Светлана вытащила из кармана трубку и затрещала камерой. Мой правый бок, кажется, стал каким-то предметом медицинского несоответствия.
— Вы слышали про препараты, которые ему дают? — спросила медсестра врача.
— Краем уха. Что-то китайское…
— Может быть — это?
— Кто его знает, — врач выпрямился. — Это выше моего понимания. Швы снять не забудь. Там все уже заросло. А с печенью что?
Он стал пальцами продавливать мою печень, определяя границы.
— А где была ампутация? В каком месте? — Врач откровенно не находил место, где мне кусок печени откромсали. — Нет, это выше моего понимания… Абсолютно…
Он резко выпрямился и сразу шагнул к двери. Еще раз напомнил Светлане:
— Швы…
И вышел.
Она же смотрела на мой правый бок.
— И что? — спросил я.
— Не могут швы так быстро зарастать. Не могут. Природа против этого, — сказала Светлана.
— Значит, могут, — постарался я быть не менее категоричным, чем дежурный врач.
— А скажите, зачем вам эти редкие препараты прописали? Да еще с таким строгим учетом… У наркосодержащих препаратов учет не столь жесткий.
— Военная тайна.
У Светланы глаза расширились от удивления и возмущения.
— Мы вас по кускам собирали, а вы… — медсестра готова была обидеться.

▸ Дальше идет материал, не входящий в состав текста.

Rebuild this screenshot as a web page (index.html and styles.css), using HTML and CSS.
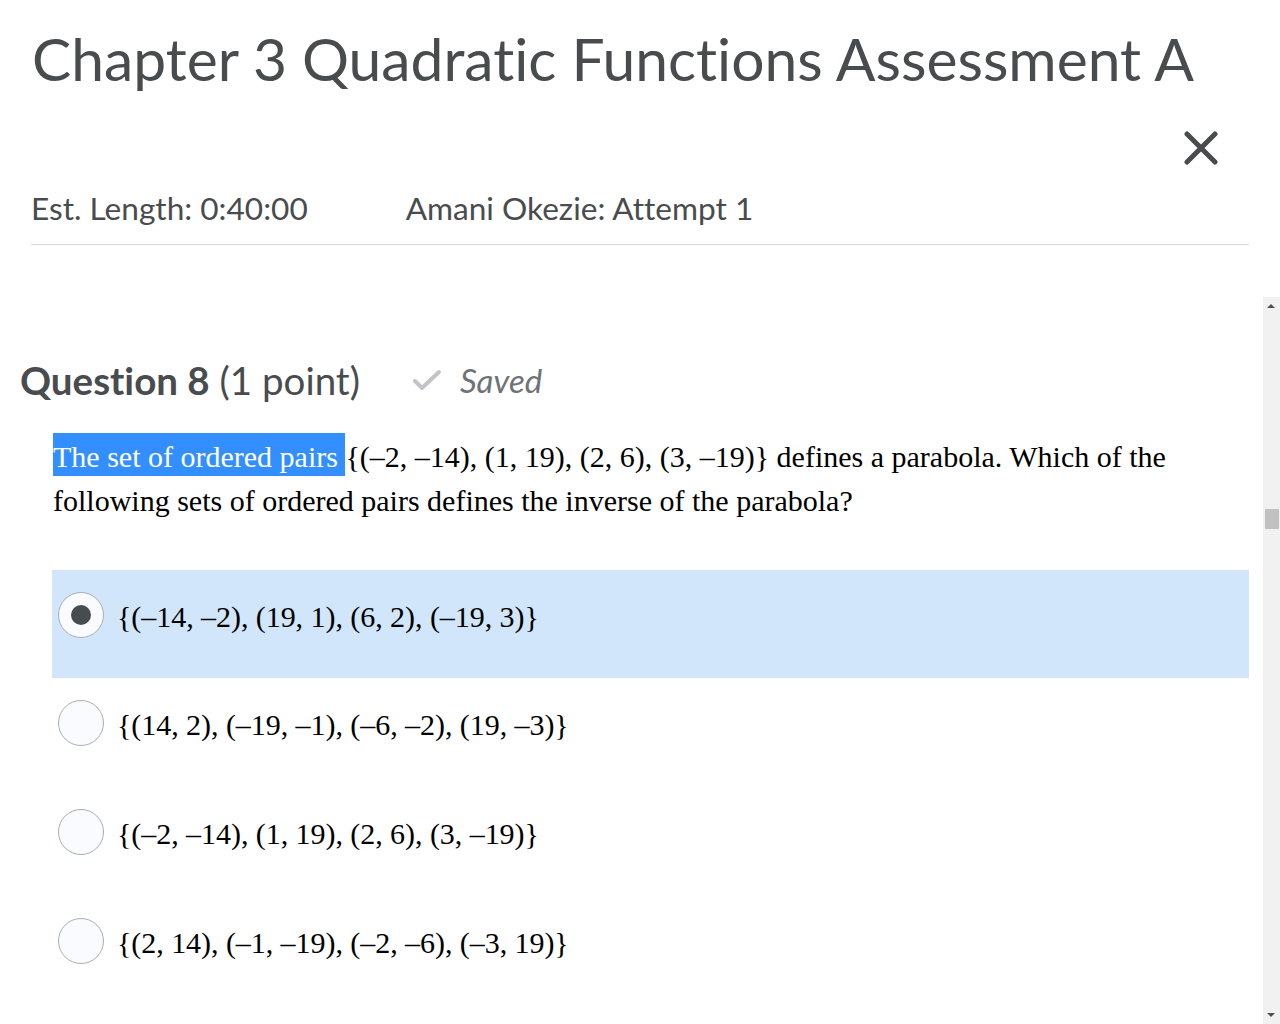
FILE: index.html
```html
<html>
    <head>
        <meta charset="UTF-8" />
        <link rel="stylesheet" href="styles.css">
    </head>
    <body>
        <div class="quiz_header">
            <h1 class="title">Chapter 3 Quadratic Functions Assessment A</h1>
            <div class="close_row">
                <a href="javascript:;" class="close" aria-label="Close">
                    <svg width="34" height="34" viewBox="0 0 34 34">
                        <path d="M3 3 L31 31 M31 3 L3 31" stroke="#494c4e" stroke-width="5" stroke-linecap="round" fill="none" />
                    </svg>
                </a>
            </div>
            <div class="meta">
                <span class="meta_item">Est. Length: 0:40:00</span>
                <span class="meta_item">Amani Okezie: Attempt 1</span>
            </div>
        </div>

        <div class="question">
            <div class="question_head">
                <h2><b>Question 8</b> (1 point)</h2>
                <span class="saved">
                    <svg width="30" height="22" viewBox="0 0 30 22">
                        <path d="M3 12 L10 19 L27 3" stroke="#c1c5c9" stroke-width="4" stroke-linecap="round" stroke-linejoin="round" fill="none" />
                    </svg>
                    <i>Saved</i>
                </span>
            </div>
            <p class="prompt"><span class="selected_text">The set of ordered pairs </span>{(&ndash;2, &ndash;14), (1, 19), (2, 6), (3, &ndash;19)} defines a parabola. Which of the following sets of ordered pairs defines the inverse of the parabola?</p>

            <div class="answers">
                <label class="answer checked">
                    <span class="radio"><span class="dot"></span></span>
                    <span class="answer_text">{(&ndash;14, &ndash;2), (19, 1), (6, 2), (&ndash;19, 3)}</span>
                </label>
                <label class="answer">
                    <span class="radio"></span>
                    <span class="answer_text">{(14, 2), (&ndash;19, &ndash;1), (&ndash;6, &ndash;2), (19, &ndash;3)}</span>
                </label>
                <label class="answer">
                    <span class="radio"></span>
                    <span class="answer_text">{(&ndash;2, &ndash;14), (1, 19), (2, 6), (3, &ndash;19)}</span>
                </label>
                <label class="answer">
                    <span class="radio"></span>
                    <span class="answer_text">{(2, 14), (&ndash;1, &ndash;19), (&ndash;2, &ndash;6), (&ndash;3, 19)}</span>
                </label>
            </div>
        </div>

        <div class="scrollbar">
            <span class="arrow up"></span>
            <span class="thumb"></span>
            <span class="arrow down"></span>
        </div>
    </body>
</html>
```

FILE: styles.css
```css
* {
    box-sizing: border-box;
}
body {
    margin: 0;
    font-family: Lato, "Noto Sans", sans-serif;
    font-variant-ligatures: none;
    color: #494c4e;
    background: #fff;
    overflow: hidden;
}

.quiz_header {
    margin: 0 31px;
    padding-top: 23px;
    padding-bottom: 17px;
    border-bottom: 1px solid #d3d9de;
}

.title {
    margin: 0;
    padding-left: 1px;
    font-size: 58.75px;
    font-weight: 400;
    line-height: 72px;
}

.close_row {
    display: flex;
    justify-content: flex-end;
    margin-top: 36px;
    padding-right: 31px;
}

.close {
    display: block;
    width: 34px;
    height: 34px;
}

.close svg {
    display: block;
}

.meta {
    display: flex;
    gap: 98px;
    margin-top: 25px;
    font-size: 31.6px;
    line-height: 37px;
}

.question {
    padding-top: 112px;
}

.question_head {
    display: flex;
    align-items: center;
    gap: 52px;
    padding-left: 20px;
}

.question_head h2 {
    margin: 0;
    font-size: 38.5px;
    font-weight: 400;
    line-height: 46px;
}

.question_head b {
    font-weight: 700;
}

.saved {
    display: flex;
    align-items: center;
    gap: 18px;
    font-size: 33px;
    color: #6e7377;
}

.saved svg {
    display: block;
}

.prompt {
    margin: 32px 31px 0 53px;
    font-family: "Liberation Serif", "Times New Roman", serif;
    font-size: 30px;
    line-height: 44px;
    color: #000;
}

.selected_text {
    background: #338fff;
    color: #fff;
    box-shadow: 0 -7px 0 #338fff, 0 3px 0 #338fff;
}

.answers {
    margin: 47px 31px 0 52px;
}

.answer {
    display: flex;
    align-items: flex-start;
    gap: 13px;
    height: 109px;
    padding: 22px 0 0 6px;
    font-family: "Liberation Serif", "Times New Roman", serif;
    font-size: 30px;
    line-height: 44px;
    color: #000;
}

.answer.checked {
    background: #d1e6fa;
    height: 108px;
}

.radio {
    display: flex;
    align-items: center;
    justify-content: center;
    flex: none;
    width: 46px;
    height: 46px;
    border: 1px solid #a9aeb2;
    border-radius: 50%;
    background: #f9fbff;
}

.dot {
    width: 20px;
    height: 20px;
    border-radius: 50%;
    background: #494c4e;
}

.answer_text {
    margin-top: 3px;
    letter-spacing: -0.05px;
}

.scrollbar {
    position: absolute;
    top: 297px;
    right: 0;
    width: 17px;
    height: 727px;
    background: #f1f1f1;
}

.arrow {
    position: absolute;
    left: 4px;
    width: 0;
    height: 0;
    border-left: 4px solid transparent;
    border-right: 4px solid transparent;
}

.arrow.up {
    top: 7px;
    border-bottom: 4px solid #505050;
}

.arrow.down {
    bottom: 7px;
    border-top: 4px solid #505050;
}

.thumb {
    position: absolute;
    top: 212px;
    left: 2px;
    width: 14px;
    height: 20px;
    background: #c1c1c1;
}
```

Но кто ей сказал, что я болтливый человек и просто обожаю на каждом углу горстями государственные и военные тайны разбрасывать!
— Это в связи с переходом на новую службу.
— Уходите из спецназа?
— Ухожу.
— Куда — тоже военная тайна?
— Не очень. В Федеральную службу охраны. Буду охранять президента. Отбор туда, сами, Светлана, должны понимать, какой. А я свою службу, можно сказать, уже начал. Препараты из Китая будут поставлять ему. А на мне их испытывали, — говорил я так серьезно, что сам в это поверил.